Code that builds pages
----

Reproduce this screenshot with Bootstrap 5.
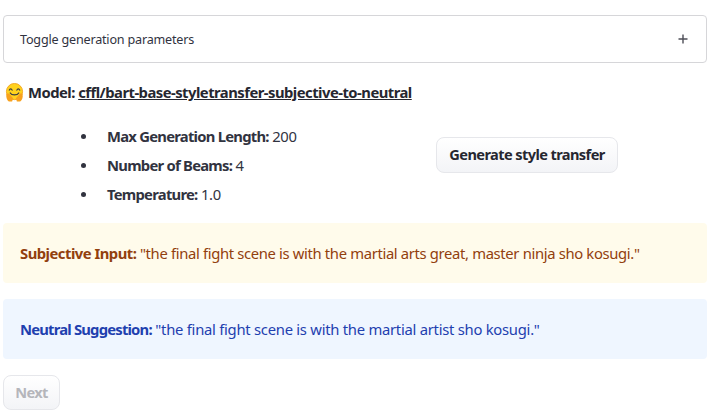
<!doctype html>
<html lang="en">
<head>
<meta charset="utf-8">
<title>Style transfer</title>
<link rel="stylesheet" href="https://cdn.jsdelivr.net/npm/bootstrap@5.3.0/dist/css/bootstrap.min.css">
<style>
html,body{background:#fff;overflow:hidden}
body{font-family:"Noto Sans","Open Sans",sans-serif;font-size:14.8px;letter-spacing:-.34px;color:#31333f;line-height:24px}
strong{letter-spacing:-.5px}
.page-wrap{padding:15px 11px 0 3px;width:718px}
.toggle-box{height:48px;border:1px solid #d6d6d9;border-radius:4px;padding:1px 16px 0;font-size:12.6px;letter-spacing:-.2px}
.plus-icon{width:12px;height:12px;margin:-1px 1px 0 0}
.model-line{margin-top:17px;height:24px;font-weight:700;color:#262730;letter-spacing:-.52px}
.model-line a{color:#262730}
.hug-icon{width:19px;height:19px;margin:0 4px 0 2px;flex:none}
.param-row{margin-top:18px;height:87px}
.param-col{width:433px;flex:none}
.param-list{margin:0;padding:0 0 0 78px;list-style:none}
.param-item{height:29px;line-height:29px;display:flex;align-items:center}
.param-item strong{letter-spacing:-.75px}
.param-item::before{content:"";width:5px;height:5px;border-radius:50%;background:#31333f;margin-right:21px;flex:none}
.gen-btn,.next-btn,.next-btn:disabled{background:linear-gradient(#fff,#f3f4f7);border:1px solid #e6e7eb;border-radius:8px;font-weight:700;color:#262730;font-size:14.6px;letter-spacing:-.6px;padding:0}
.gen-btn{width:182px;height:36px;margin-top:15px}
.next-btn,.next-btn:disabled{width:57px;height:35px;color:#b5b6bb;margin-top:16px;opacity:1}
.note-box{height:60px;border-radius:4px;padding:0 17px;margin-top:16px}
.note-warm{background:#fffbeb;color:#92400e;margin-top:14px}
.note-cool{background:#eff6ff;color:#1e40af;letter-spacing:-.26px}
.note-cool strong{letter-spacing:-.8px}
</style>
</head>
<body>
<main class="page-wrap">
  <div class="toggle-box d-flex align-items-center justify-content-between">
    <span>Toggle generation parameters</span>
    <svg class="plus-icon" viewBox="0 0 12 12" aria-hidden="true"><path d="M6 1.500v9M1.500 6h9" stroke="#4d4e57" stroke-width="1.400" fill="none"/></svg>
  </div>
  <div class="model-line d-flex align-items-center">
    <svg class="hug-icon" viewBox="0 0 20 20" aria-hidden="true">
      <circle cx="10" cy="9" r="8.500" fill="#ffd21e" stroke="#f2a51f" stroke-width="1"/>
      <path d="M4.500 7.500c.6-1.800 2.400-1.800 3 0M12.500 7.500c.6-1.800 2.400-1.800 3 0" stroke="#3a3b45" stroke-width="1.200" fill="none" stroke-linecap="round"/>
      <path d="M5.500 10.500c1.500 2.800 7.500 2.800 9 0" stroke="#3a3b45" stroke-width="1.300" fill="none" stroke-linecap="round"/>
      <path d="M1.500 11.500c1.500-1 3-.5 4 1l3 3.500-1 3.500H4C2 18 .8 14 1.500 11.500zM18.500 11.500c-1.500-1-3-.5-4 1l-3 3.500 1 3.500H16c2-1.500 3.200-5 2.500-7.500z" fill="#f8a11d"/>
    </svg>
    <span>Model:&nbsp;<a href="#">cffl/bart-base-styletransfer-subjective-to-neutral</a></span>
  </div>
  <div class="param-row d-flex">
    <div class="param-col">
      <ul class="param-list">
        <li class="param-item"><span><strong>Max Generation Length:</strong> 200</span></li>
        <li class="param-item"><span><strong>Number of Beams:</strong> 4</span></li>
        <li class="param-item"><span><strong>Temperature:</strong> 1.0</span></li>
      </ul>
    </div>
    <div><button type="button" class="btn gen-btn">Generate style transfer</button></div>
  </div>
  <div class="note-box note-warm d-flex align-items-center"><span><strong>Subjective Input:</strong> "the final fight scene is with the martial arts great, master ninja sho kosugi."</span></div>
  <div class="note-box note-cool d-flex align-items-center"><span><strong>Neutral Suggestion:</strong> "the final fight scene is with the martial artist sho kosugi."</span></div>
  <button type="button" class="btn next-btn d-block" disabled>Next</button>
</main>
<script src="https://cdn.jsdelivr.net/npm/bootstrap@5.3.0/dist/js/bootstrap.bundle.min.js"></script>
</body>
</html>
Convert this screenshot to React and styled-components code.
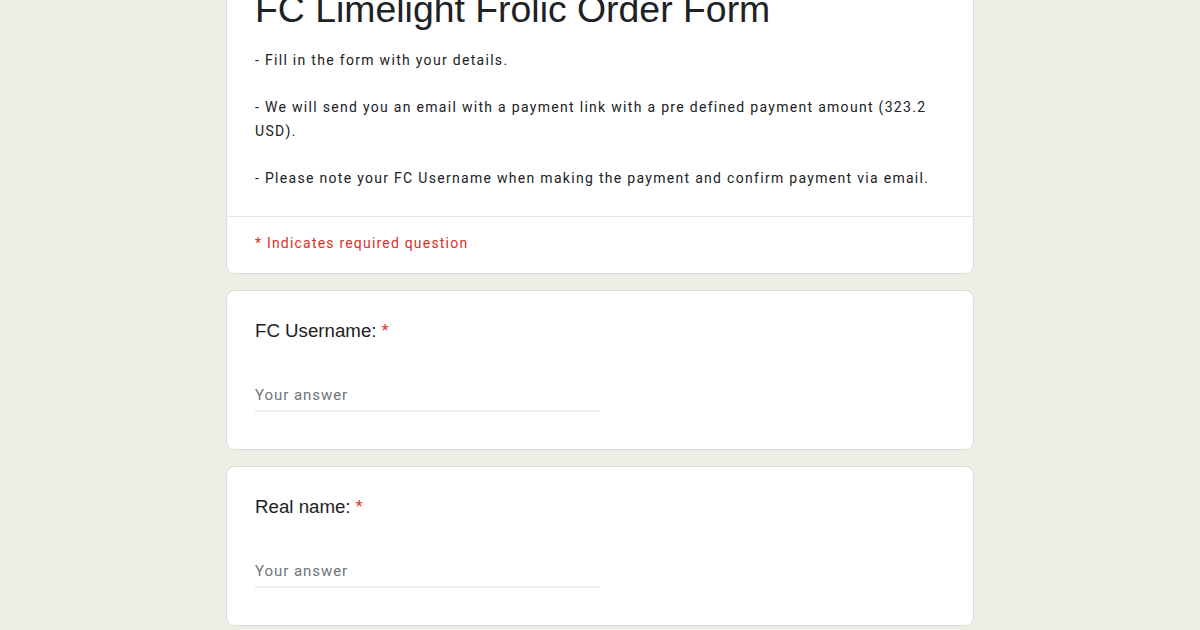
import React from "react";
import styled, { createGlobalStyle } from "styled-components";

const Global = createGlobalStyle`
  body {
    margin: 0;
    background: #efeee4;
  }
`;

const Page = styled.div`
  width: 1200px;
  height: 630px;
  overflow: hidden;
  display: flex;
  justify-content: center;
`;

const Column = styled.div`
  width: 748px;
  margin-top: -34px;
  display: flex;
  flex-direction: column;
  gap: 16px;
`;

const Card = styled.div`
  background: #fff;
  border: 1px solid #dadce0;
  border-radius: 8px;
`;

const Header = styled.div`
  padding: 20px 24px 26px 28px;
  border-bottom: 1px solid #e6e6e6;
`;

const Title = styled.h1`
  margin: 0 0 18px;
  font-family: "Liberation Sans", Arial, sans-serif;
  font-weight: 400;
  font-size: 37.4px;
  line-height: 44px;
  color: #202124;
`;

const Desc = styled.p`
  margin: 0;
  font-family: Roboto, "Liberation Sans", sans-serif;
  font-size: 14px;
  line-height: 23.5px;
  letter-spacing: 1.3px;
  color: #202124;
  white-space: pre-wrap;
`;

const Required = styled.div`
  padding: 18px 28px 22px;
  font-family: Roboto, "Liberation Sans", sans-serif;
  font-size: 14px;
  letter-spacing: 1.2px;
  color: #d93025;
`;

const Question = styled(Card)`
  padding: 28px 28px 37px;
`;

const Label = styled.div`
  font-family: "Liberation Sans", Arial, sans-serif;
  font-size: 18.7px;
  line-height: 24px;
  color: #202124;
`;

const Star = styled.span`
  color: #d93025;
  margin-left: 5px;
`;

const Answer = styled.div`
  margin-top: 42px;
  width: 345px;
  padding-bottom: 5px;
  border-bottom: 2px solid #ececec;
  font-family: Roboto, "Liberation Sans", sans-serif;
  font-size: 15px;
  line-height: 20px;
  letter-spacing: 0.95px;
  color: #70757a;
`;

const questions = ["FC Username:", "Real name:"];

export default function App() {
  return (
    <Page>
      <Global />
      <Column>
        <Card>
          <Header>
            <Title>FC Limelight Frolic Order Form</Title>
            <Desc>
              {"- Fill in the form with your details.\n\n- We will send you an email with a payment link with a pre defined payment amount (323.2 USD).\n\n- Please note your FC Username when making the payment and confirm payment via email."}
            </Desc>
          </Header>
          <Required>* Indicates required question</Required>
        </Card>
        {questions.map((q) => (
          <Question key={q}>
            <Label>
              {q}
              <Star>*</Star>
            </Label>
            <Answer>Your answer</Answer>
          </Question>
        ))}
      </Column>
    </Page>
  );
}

----

Repeat the records above exactly, omitting every picture.

Reproduce this screenshot with Bootstrap 5.
<!doctype html>
<html lang="en">
<head>
<meta charset="utf-8">
<title>Style transfer</title>
<link rel="stylesheet" href="https://cdn.jsdelivr.net/npm/bootstrap@5.3.0/dist/css/bootstrap.min.css">
<style>
html,body{background:#fff;overflow:hidden}
body{font-family:"Noto Sans","Open Sans",sans-serif;font-size:14.8px;letter-spacing:-.34px;color:#31333f;line-height:24px}
strong{letter-spacing:-.5px}
.page-wrap{padding:15px 11px 0 3px;width:718px}
.toggle-box{height:48px;border:1px solid #d6d6d9;border-radius:4px;padding:1px 16px 0;font-size:12.6px;letter-spacing:-.2px}
.plus-icon{width:12px;height:12px;margin:-1px 1px 0 0}
.model-line{margin-top:17px;height:24px;font-weight:700;color:#262730;letter-spacing:-.52px}
.model-line a{color:#262730}
.hug-icon{width:19px;height:19px;margin:0 4px 0 2px;flex:none}
.param-row{margin-top:18px;height:87px}
.param-col{width:433px;flex:none}
.param-list{margin:0;padding:0 0 0 78px;list-style:none}
.param-item{height:29px;line-height:29px;display:flex;align-items:center}
.param-item strong{letter-spacing:-.75px}
.param-item::before{content:"";width:5px;height:5px;border-radius:50%;background:#31333f;margin-right:21px;flex:none}
.gen-btn,.next-btn,.next-btn:disabled{background:linear-gradient(#fff,#f3f4f7);border:1px solid #e6e7eb;border-radius:8px;font-weight:700;color:#262730;font-size:14.6px;letter-spacing:-.6px;padding:0}
.gen-btn{width:182px;height:36px;margin-top:15px}
.next-btn,.next-btn:disabled{width:57px;height:35px;color:#b5b6bb;margin-top:16px;opacity:1}
.note-box{height:60px;border-radius:4px;padding:0 17px;margin-top:16px}
.note-warm{background:#fffbeb;color:#92400e;margin-top:14px}
.note-cool{background:#eff6ff;color:#1e40af;letter-spacing:-.26px}
.note-cool strong{letter-spacing:-.8px}
</style>
</head>
<body>
<main class="page-wrap">
  <div class="toggle-box d-flex align-items-center justify-content-between">
    <span>Toggle generation parameters</span>
    <svg class="plus-icon" viewBox="0 0 12 12" aria-hidden="true"><path d="M6 1.500v9M1.500 6h9" stroke="#4d4e57" stroke-width="1.400" fill="none"/></svg>
  </div>
  <div class="model-line d-flex align-items-center">
    <svg class="hug-icon" viewBox="0 0 20 20" aria-hidden="true">
      <circle cx="10" cy="9" r="8.500" fill="#ffd21e" stroke="#f2a51f" stroke-width="1"/>
      <path d="M4.500 7.500c.6-1.800 2.400-1.800 3 0M12.500 7.500c.6-1.800 2.400-1.800 3 0" stroke="#3a3b45" stroke-width="1.200" fill="none" stroke-linecap="round"/>
      <path d="M5.500 10.500c1.500 2.800 7.500 2.800 9 0" stroke="#3a3b45" stroke-width="1.300" fill="none" stroke-linecap="round"/>
      <path d="M1.500 11.500c1.500-1 3-.5 4 1l3 3.500-1 3.500H4C2 18 .8 14 1.500 11.500zM18.500 11.500c-1.500-1-3-.5-4 1l-3 3.500 1 3.500H16c2-1.500 3.200-5 2.500-7.500z" fill="#f8a11d"/>
    </svg>
    <span>Model:&nbsp;<a href="#">cffl/bart-base-styletransfer-subjective-to-neutral</a></span>
  </div>
  <div class="param-row d-flex">
    <div class="param-col">
      <ul class="param-list">
        <li class="param-item"><span><strong>Max Generation Length:</strong> 200</span></li>
        <li class="param-item"><span><strong>Number of Beams:</strong> 4</span></li>
        <li class="param-item"><span><strong>Temperature:</strong> 1.0</span></li>
      </ul>
    </div>
    <div><button type="button" class="btn gen-btn">Generate style transfer</button></div>
  </div>
  <div class="note-box note-warm d-flex align-items-center"><span><strong>Subjective Input:</strong> "the final fight scene is with the martial arts great, master ninja sho kosugi."</span></div>
  <div class="note-box note-cool d-flex align-items-center"><span><strong>Neutral Suggestion:</strong> "the final fight scene is with the martial artist sho kosugi."</span></div>
  <button type="button" class="btn next-btn d-block" disabled>Next</button>
</main>
<script src="https://cdn.jsdelivr.net/npm/bootstrap@5.3.0/dist/js/bootstrap.bundle.min.js"></script>
</body>
</html>
Convert this screenshot to React and styled-components code.
import React from "react";
import styled, { createGlobalStyle } from "styled-components";

const Global = createGlobalStyle`
  body {
    margin: 0;
    background: #efeee4;
  }
`;

const Page = styled.div`
  width: 1200px;
  height: 630px;
  overflow: hidden;
  display: flex;
  justify-content: center;
`;

const Column = styled.div`
  width: 748px;
  margin-top: -34px;
  display: flex;
  flex-direction: column;
  gap: 16px;
`;

const Card = styled.div`
  background: #fff;
  border: 1px solid #dadce0;
  border-radius: 8px;
`;

const Header = styled.div`
  padding: 20px 24px 26px 28px;
  border-bottom: 1px solid #e6e6e6;
`;

const Title = styled.h1`
  margin: 0 0 18px;
  font-family: "Liberation Sans", Arial, sans-serif;
  font-weight: 400;
  font-size: 37.4px;
  line-height: 44px;
  color: #202124;
`;

const Desc = styled.p`
  margin: 0;
  font-family: Roboto, "Liberation Sans", sans-serif;
  font-size: 14px;
  line-height: 23.5px;
  letter-spacing: 1.3px;
  color: #202124;
  white-space: pre-wrap;
`;

const Required = styled.div`
  padding: 18px 28px 22px;
  font-family: Roboto, "Liberation Sans", sans-serif;
  font-size: 14px;
  letter-spacing: 1.2px;
  color: #d93025;
`;

const Question = styled(Card)`
  padding: 28px 28px 37px;
`;

const Label = styled.div`
  font-family: "Liberation Sans", Arial, sans-serif;
  font-size: 18.7px;
  line-height: 24px;
  color: #202124;
`;

const Star = styled.span`
  color: #d93025;
  margin-left: 5px;
`;

const Answer = styled.div`
  margin-top: 42px;
  width: 345px;
  padding-bottom: 5px;
  border-bottom: 2px solid #ececec;
  font-family: Roboto, "Liberation Sans", sans-serif;
  font-size: 15px;
  line-height: 20px;
  letter-spacing: 0.95px;
  color: #70757a;
`;

const questions = ["FC Username:", "Real name:"];

export default function App() {
  return (
    <Page>
      <Global />
      <Column>
        <Card>
          <Header>
            <Title>FC Limelight Frolic Order Form</Title>
            <Desc>
              {"- Fill in the form with your details.\n\n- We will send you an email with a payment link with a pre defined payment amount (323.2 USD).\n\n- Please note your FC Username when making the payment and confirm payment via email."}
            </Desc>
          </Header>
          <Required>* Indicates required question</Required>
        </Card>
        {questions.map((q) => (
          <Question key={q}>
            <Label>
              {q}
              <Star>*</Star>
            </Label>
            <Answer>Your answer</Answer>
          </Question>
        ))}
      </Column>
    </Page>
  );
}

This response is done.